===== Dataset extract =====
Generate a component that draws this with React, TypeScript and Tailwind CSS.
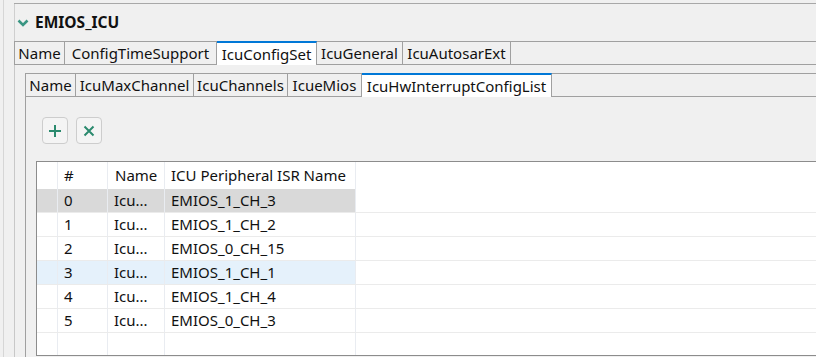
import React from "react";

const font = { fontFamily: '"Noto Sans", "Open Sans", sans-serif' };

interface TabProps {
  label: string;
  width: string;
  active?: boolean;
  first?: boolean;
}

const Tab: React.FC<TabProps> = ({ label, width, active, first }) => {
  const base = "h-[24px] flex items-center justify-center text-[15px] text-[#111] shrink-0 border-r border-[#a0a0a0]";
  const cls = active
    ? `${base} bg-white border-t-2 border-t-[#0078d7]`
    : `${base} border-t border-b`;
  return (
    <div className={`${cls} ${width} ${first ? "border-l" : ""}`}>
      <span className="leading-none">{label}</span>
    </div>
  );
};

const rows = [
  { n: "0", isr: "EMIOS_1_CH_3", hl: "bg-[#d9d9d9]" },
  { n: "1", isr: "EMIOS_1_CH_2", hl: "" },
  { n: "2", isr: "EMIOS_0_CH_15", hl: "" },
  { n: "3", isr: "EMIOS_1_CH_1", hl: "bg-[#e5f1fb]" },
  { n: "4", isr: "EMIOS_1_CH_4", hl: "" },
  { n: "5", isr: "EMIOS_0_CH_3", hl: "" },
];

const cell = "border-r border-[#e9ecf1] flex items-center pl-[6px] text-[15px] text-[#111] whitespace-nowrap overflow-hidden";

export default function App() {
  return (
    <div className="flex h-[357px] w-[816px] overflow-hidden bg-[#f0f0f0] pl-[3px]" style={font}>
      <div className="w-[11px] shrink-0 border-l border-[#d6d6d6]" />
      <div className="mt-[3px] flex min-w-0 flex-1 flex-col border-t border-[#a8a8a8]">
        {/* section title */}
        <div className="flex h-[37px] shrink-0 items-center border-l border-[#cfcfcf] pl-[2px]">
          <svg width="12" height="8" viewBox="0 0 12 8" className="mt-[1px]">
            <polyline points="1.5,1.5 6,6 10.5,1.5" fill="none" stroke="#3a9683" strokeWidth="2.6" />
          </svg>
          <span className="ml-[6px] text-[15.5px] font-bold text-[#111]">EMIOS_ICU</span>
        </div>

        {/* outer tab folder */}
        <div className="flex min-w-0 flex-1 flex-col">
          <div className="flex shrink-0">
            <Tab label="Name" width="w-[51px]" first />
            <Tab label="ConfigTimeSupport" width="w-[152px]" />
            <Tab label="IcuConfigSet" width="w-[100px]" active />
            <Tab label="IcuGeneral" width="w-[86px]" />
            <Tab label="IcuAutosarExt" width="w-[108px]" />
            <div className="h-[24px] flex-1 border-t border-b border-[#a0a0a0]" />
          </div>
          <div className="flex min-h-0 flex-1 flex-col border-l border-[#c8c8c8] pl-[10px] pt-[8px]">
            {/* inner tab folder */}
            <div className="flex shrink-0">
              <Tab label="Name" width="w-[51px]" first />
              <Tab label="IcuMaxChannel" width="w-[118px]" />
              <Tab label="IcuChannels" width="w-[94px]" />
              <Tab label="IcueMios" width="w-[74px]" />
              <Tab label="IcuHwInterruptConfigList" width="w-[190px]" active />
              <div className="h-[24px] flex-1 border-t border-b border-[#a0a0a0]" />
            </div>
            <div className="flex min-h-0 flex-1 flex-col border-l border-[#a0a0a0] pl-[10px]">
              <div className="ml-[6px] mt-[20px] flex gap-[8px]">
                <button className="flex h-[27px] w-[26px] items-center justify-center rounded-[4px] border border-[#cdcdcd] bg-[#f4f4f4]">
                  <svg width="14" height="14" viewBox="0 0 14 14">
                    <path d="M7 1v12M1 7h12" stroke="#2b8a6e" strokeWidth="2" />
                  </svg>
                </button>
                <button className="flex h-[27px] w-[26px] items-center justify-center rounded-[4px] border border-[#cdcdcd] bg-[#f4f4f4]">
                  <svg width="12" height="12" viewBox="0 0 12 12">
                    <path d="M1.5 1.5l9 9M10.5 1.5l-9 9" stroke="#2b8a6e" strokeWidth="2" />
                  </svg>
                </button>
              </div>

              {/* table */}
              <div className="mt-[17px] h-[195px] shrink-0 border-y border-l border-[#8c8c8c] bg-white">
                <div className="grid h-[27px] grid-cols-[21px_50px_57px_191px_1fr]">
                  <div className={cell} />
                  <div className={cell}>#</div>
                  <div className={`${cell} pl-[7px]`}>Name</div>
                  <div className={cell}>ICU Peripheral ISR Name</div>
                  <div />
                </div>
                {rows.map((r) => (
                  <div key={r.n} className="grid h-[24px] grid-cols-[21px_50px_57px_191px_1fr] border-b border-[#ebebeb]">
                    <div className={`${cell} ${r.hl}`} />
                    <div className={`${cell} ${r.hl}`}>{r.n}</div>
                    <div className={`${cell} ${r.hl}`}>Icu...</div>
                    <div className={`${cell} ${r.hl}`}>{r.isr}</div>
                    <div />
                  </div>
                ))}
                <div className="grid h-[22px] grid-cols-[21px_50px_57px_191px_1fr]">
                  <div className={cell} />
                  <div className={cell} />
                  <div className={cell} />
                  <div className={cell} />
                  <div />
                </div>
              </div>
            </div>
          </div>
        </div>
      </div>
    </div>
  );
}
=====
_Directions for this task_. Each line of the material must be retyped exactly, except that images are omitted.

_Result of the task_.
Generate a component that draws this with React, TypeScript and Tailwind CSS.
import React from "react";

const font = { fontFamily: '"Noto Sans", "Open Sans", sans-serif' };

interface TabProps {
  label: string;
  width: string;
  active?: boolean;
  first?: boolean;
}

const Tab: React.FC<TabProps> = ({ label, width, active, first }) => {
  const base = "h-[24px] flex items-center justify-center text-[15px] text-[#111] shrink-0 border-r border-[#a0a0a0]";
  const cls = active
    ? `${base} bg-white border-t-2 border-t-[#0078d7]`
    : `${base} border-t border-b`;
  return (
    <div className={`${cls} ${width} ${first ? "border-l" : ""}`}>
      <span className="leading-none">{label}</span>
    </div>
  );
};

const rows = [
  { n: "0", isr: "EMIOS_1_CH_3", hl: "bg-[#d9d9d9]" },
  { n: "1", isr: "EMIOS_1_CH_2", hl: "" },
  { n: "2", isr: "EMIOS_0_CH_15", hl: "" },
  { n: "3", isr: "EMIOS_1_CH_1", hl: "bg-[#e5f1fb]" },
  { n: "4", isr: "EMIOS_1_CH_4", hl: "" },
  { n: "5", isr: "EMIOS_0_CH_3", hl: "" },
];

const cell = "border-r border-[#e9ecf1] flex items-center pl-[6px] text-[15px] text-[#111] whitespace-nowrap overflow-hidden";

export default function App() {
  return (
    <div className="flex h-[357px] w-[816px] overflow-hidden bg-[#f0f0f0] pl-[3px]" style={font}>
      <div className="w-[11px] shrink-0 border-l border-[#d6d6d6]" />
      <div className="mt-[3px] flex min-w-0 flex-1 flex-col border-t border-[#a8a8a8]">
        {/* section title */}
        <div className="flex h-[37px] shrink-0 items-center border-l border-[#cfcfcf] pl-[2px]">
          <svg width="12" height="8" viewBox="0 0 12 8" className="mt-[1px]">
            <polyline points="1.5,1.5 6,6 10.5,1.5" fill="none" stroke="#3a9683" strokeWidth="2.6" />
          </svg>
          <span className="ml-[6px] text-[15.5px] font-bold text-[#111]">EMIOS_ICU</span>
        </div>

        {/* outer tab folder */}
        <div className="flex min-w-0 flex-1 flex-col">
          <div className="flex shrink-0">
            <Tab label="Name" width="w-[51px]" first />
            <Tab label="ConfigTimeSupport" width="w-[152px]" />
            <Tab label="IcuConfigSet" width="w-[100px]" active />
            <Tab label="IcuGeneral" width="w-[86px]" />
            <Tab label="IcuAutosarExt" width="w-[108px]" />
            <div className="h-[24px] flex-1 border-t border-b border-[#a0a0a0]" />
          </div>
          <div className="flex min-h-0 flex-1 flex-col border-l border-[#c8c8c8] pl-[10px] pt-[8px]">
            {/* inner tab folder */}
            <div className="flex shrink-0">
              <Tab label="Name" width="w-[51px]" first />
              <Tab label="IcuMaxChannel" width="w-[118px]" />
              <Tab label="IcuChannels" width="w-[94px]" />
              <Tab label="IcueMios" width="w-[74px]" />
              <Tab label="IcuHwInterruptConfigList" width="w-[190px]" active />
              <div className="h-[24px] flex-1 border-t border-b border-[#a0a0a0]" />
            </div>
            <div className="flex min-h-0 flex-1 flex-col border-l border-[#a0a0a0] pl-[10px]">
              <div className="ml-[6px] mt-[20px] flex gap-[8px]">
                <button className="flex h-[27px] w-[26px] items-center justify-center rounded-[4px] border border-[#cdcdcd] bg-[#f4f4f4]">
                  <svg width="14" height="14" viewBox="0 0 14 14">
                    <path d="M7 1v12M1 7h12" stroke="#2b8a6e" strokeWidth="2" />
                  </svg>
                </button>
                <button className="flex h-[27px] w-[26px] items-center justify-center rounded-[4px] border border-[#cdcdcd] bg-[#f4f4f4]">
                  <svg width="12" height="12" viewBox="0 0 12 12">
                    <path d="M1.5 1.5l9 9M10.5 1.5l-9 9" stroke="#2b8a6e" strokeWidth="2" />
                  </svg>
                </button>
              </div>

              {/* table */}
              <div className="mt-[17px] h-[195px] shrink-0 border-y border-l border-[#8c8c8c] bg-white">
                <div className="grid h-[27px] grid-cols-[21px_50px_57px_191px_1fr]">
                  <div className={cell} />
                  <div className={cell}>#</div>
                  <div className={`${cell} pl-[7px]`}>Name</div>
                  <div className={cell}>ICU Peripheral ISR Name</div>
                  <div />
                </div>
                {rows.map((r) => (
                  <div key={r.n} className="grid h-[24px] grid-cols-[21px_50px_57px_191px_1fr] border-b border-[#ebebeb]">
                    <div className={`${cell} ${r.hl}`} />
                    <div className={`${cell} ${r.hl}`}>{r.n}</div>
                    <div className={`${cell} ${r.hl}`}>Icu...</div>
                    <div className={`${cell} ${r.hl}`}>{r.isr}</div>
                    <div />
                  </div>
                ))}
                <div className="grid h-[22px] grid-cols-[21px_50px_57px_191px_1fr]">
                  <div className={cell} />
                  <div className={cell} />
                  <div className={cell} />
                  <div className={cell} />
                  <div />
                </div>
              </div>
            </div>
          </div>
        </div>
      </div>
    </div>
  );
}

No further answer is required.